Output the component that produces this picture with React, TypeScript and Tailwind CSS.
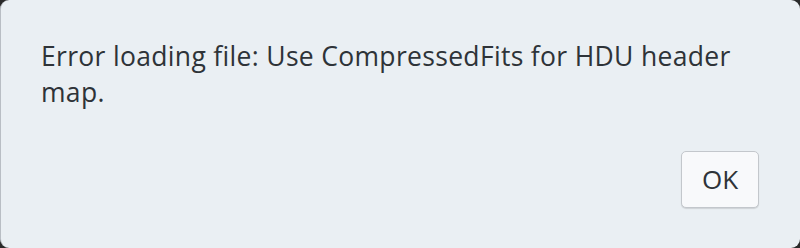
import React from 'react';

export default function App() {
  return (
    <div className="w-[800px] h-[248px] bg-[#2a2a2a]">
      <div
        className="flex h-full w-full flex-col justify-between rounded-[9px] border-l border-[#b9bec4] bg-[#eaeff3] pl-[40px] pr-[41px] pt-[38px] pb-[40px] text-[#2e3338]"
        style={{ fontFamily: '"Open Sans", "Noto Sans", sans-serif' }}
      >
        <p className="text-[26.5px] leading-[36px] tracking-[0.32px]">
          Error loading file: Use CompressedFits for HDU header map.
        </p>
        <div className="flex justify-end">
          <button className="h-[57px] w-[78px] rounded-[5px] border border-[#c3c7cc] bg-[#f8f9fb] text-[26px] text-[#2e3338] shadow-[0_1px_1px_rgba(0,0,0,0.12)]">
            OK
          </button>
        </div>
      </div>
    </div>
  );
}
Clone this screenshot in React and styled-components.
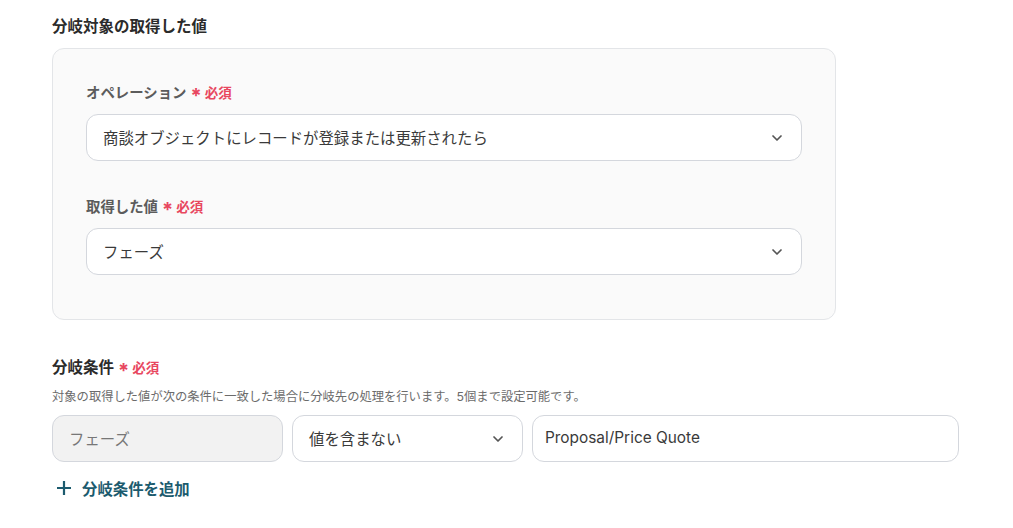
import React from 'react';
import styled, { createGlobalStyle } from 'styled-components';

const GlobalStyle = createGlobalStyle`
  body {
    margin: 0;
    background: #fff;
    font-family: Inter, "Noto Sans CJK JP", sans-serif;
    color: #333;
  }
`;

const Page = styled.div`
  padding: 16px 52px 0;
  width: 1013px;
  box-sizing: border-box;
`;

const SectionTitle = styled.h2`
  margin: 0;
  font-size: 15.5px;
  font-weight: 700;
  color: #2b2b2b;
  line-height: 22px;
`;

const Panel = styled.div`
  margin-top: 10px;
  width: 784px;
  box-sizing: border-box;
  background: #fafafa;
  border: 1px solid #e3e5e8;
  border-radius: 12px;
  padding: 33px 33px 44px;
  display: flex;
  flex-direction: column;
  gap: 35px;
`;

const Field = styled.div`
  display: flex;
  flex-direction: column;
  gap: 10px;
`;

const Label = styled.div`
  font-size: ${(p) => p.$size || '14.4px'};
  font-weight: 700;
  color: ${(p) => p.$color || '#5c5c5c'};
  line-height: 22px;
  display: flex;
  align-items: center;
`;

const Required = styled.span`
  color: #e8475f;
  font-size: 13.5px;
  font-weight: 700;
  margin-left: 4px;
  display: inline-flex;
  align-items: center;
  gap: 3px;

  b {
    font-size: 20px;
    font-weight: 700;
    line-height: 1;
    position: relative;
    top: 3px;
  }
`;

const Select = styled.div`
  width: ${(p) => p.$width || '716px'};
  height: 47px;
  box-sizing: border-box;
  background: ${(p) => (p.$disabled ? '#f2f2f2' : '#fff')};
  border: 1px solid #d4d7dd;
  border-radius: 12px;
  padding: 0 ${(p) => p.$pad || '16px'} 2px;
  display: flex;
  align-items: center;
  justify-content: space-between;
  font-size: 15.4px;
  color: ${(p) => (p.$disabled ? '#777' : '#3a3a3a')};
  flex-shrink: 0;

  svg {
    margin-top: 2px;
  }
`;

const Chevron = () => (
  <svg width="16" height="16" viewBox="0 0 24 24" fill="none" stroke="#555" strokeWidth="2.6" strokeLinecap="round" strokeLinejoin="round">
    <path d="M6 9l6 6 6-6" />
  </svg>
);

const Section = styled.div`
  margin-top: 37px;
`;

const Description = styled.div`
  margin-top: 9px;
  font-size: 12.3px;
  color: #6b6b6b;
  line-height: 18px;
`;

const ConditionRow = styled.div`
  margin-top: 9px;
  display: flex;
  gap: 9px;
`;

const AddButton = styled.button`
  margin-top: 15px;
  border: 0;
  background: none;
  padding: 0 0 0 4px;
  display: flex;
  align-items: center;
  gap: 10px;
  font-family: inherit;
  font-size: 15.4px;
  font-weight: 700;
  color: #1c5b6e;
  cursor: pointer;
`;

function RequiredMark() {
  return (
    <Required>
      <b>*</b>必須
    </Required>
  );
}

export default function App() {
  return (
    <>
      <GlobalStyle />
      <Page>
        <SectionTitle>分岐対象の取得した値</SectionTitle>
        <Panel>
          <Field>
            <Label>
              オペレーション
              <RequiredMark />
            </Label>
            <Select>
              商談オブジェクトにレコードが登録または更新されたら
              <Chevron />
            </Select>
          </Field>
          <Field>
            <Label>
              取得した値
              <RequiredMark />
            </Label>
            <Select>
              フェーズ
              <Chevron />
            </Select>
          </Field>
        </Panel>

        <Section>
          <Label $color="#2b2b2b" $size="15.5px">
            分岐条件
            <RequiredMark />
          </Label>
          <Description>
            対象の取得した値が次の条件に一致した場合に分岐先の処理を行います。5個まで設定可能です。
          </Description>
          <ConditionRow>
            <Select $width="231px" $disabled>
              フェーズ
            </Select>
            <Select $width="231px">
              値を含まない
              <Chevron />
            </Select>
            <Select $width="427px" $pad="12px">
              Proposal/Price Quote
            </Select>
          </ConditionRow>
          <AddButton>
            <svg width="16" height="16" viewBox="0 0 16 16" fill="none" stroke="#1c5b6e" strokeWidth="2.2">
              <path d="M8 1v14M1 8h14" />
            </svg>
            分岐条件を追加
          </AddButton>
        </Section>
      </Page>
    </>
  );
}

• WHAT THIS TASK INVOLVES
Write out the material above once more, exactly as it reads, with no pictures.

• RESPONSE FOR THIS EXERCISE
Output the component that produces this picture with React, TypeScript and Tailwind CSS.
import React from 'react';

export default function App() {
  return (
    <div className="w-[800px] h-[248px] bg-[#2a2a2a]">
      <div
        className="flex h-full w-full flex-col justify-between rounded-[9px] border-l border-[#b9bec4] bg-[#eaeff3] pl-[40px] pr-[41px] pt-[38px] pb-[40px] text-[#2e3338]"
        style={{ fontFamily: '"Open Sans", "Noto Sans", sans-serif' }}
      >
        <p className="text-[26.5px] leading-[36px] tracking-[0.32px]">
          Error loading file: Use CompressedFits for HDU header map.
        </p>
        <div className="flex justify-end">
          <button className="h-[57px] w-[78px] rounded-[5px] border border-[#c3c7cc] bg-[#f8f9fb] text-[26px] text-[#2e3338] shadow-[0_1px_1px_rgba(0,0,0,0.12)]">
            OK
          </button>
        </div>
      </div>
    </div>
  );
}
Clone this screenshot in React and styled-components.
import React from 'react';
import styled, { createGlobalStyle } from 'styled-components';

const GlobalStyle = createGlobalStyle`
  body {
    margin: 0;
    background: #fff;
    font-family: Inter, "Noto Sans CJK JP", sans-serif;
    color: #333;
  }
`;

const Page = styled.div`
  padding: 16px 52px 0;
  width: 1013px;
  box-sizing: border-box;
`;

const SectionTitle = styled.h2`
  margin: 0;
  font-size: 15.5px;
  font-weight: 700;
  color: #2b2b2b;
  line-height: 22px;
`;

const Panel = styled.div`
  margin-top: 10px;
  width: 784px;
  box-sizing: border-box;
  background: #fafafa;
  border: 1px solid #e3e5e8;
  border-radius: 12px;
  padding: 33px 33px 44px;
  display: flex;
  flex-direction: column;
  gap: 35px;
`;

const Field = styled.div`
  display: flex;
  flex-direction: column;
  gap: 10px;
`;

const Label = styled.div`
  font-size: ${(p) => p.$size || '14.4px'};
  font-weight: 700;
  color: ${(p) => p.$color || '#5c5c5c'};
  line-height: 22px;
  display: flex;
  align-items: center;
`;

const Required = styled.span`
  color: #e8475f;
  font-size: 13.5px;
  font-weight: 700;
  margin-left: 4px;
  display: inline-flex;
  align-items: center;
  gap: 3px;

  b {
    font-size: 20px;
    font-weight: 700;
    line-height: 1;
    position: relative;
    top: 3px;
  }
`;

const Select = styled.div`
  width: ${(p) => p.$width || '716px'};
  height: 47px;
  box-sizing: border-box;
  background: ${(p) => (p.$disabled ? '#f2f2f2' : '#fff')};
  border: 1px solid #d4d7dd;
  border-radius: 12px;
  padding: 0 ${(p) => p.$pad || '16px'} 2px;
  display: flex;
  align-items: center;
  justify-content: space-between;
  font-size: 15.4px;
  color: ${(p) => (p.$disabled ? '#777' : '#3a3a3a')};
  flex-shrink: 0;

  svg {
    margin-top: 2px;
  }
`;

const Chevron = () => (
  <svg width="16" height="16" viewBox="0 0 24 24" fill="none" stroke="#555" strokeWidth="2.6" strokeLinecap="round" strokeLinejoin="round">
    <path d="M6 9l6 6 6-6" />
  </svg>
);

const Section = styled.div`
  margin-top: 37px;
`;

const Description = styled.div`
  margin-top: 9px;
  font-size: 12.3px;
  color: #6b6b6b;
  line-height: 18px;
`;

const ConditionRow = styled.div`
  margin-top: 9px;
  display: flex;
  gap: 9px;
`;

const AddButton = styled.button`
  margin-top: 15px;
  border: 0;
  background: none;
  padding: 0 0 0 4px;
  display: flex;
  align-items: center;
  gap: 10px;
  font-family: inherit;
  font-size: 15.4px;
  font-weight: 700;
  color: #1c5b6e;
  cursor: pointer;
`;

function RequiredMark() {
  return (
    <Required>
      <b>*</b>必須
    </Required>
  );
}

export default function App() {
  return (
    <>
      <GlobalStyle />
      <Page>
        <SectionTitle>分岐対象の取得した値</SectionTitle>
        <Panel>
          <Field>
            <Label>
              オペレーション
              <RequiredMark />
            </Label>
            <Select>
              商談オブジェクトにレコードが登録または更新されたら
              <Chevron />
            </Select>
          </Field>
          <Field>
            <Label>
              取得した値
              <RequiredMark />
            </Label>
            <Select>
              フェーズ
              <Chevron />
            </Select>
          </Field>
        </Panel>

        <Section>
          <Label $color="#2b2b2b" $size="15.5px">
            分岐条件
            <RequiredMark />
          </Label>
          <Description>
            対象の取得した値が次の条件に一致した場合に分岐先の処理を行います。5個まで設定可能です。
          </Description>
          <ConditionRow>
            <Select $width="231px" $disabled>
              フェーズ
            </Select>
            <Select $width="231px">
              値を含まない
              <Chevron />
            </Select>
            <Select $width="427px" $pad="12px">
              Proposal/Price Quote
            </Select>
          </ConditionRow>
          <AddButton>
            <svg width="16" height="16" viewBox="0 0 16 16" fill="none" stroke="#1c5b6e" strokeWidth="2.2">
              <path d="M8 1v14M1 8h14" />
            </svg>
            分岐条件を追加
          </AddButton>
        </Section>
      </Page>
    </>
  );
}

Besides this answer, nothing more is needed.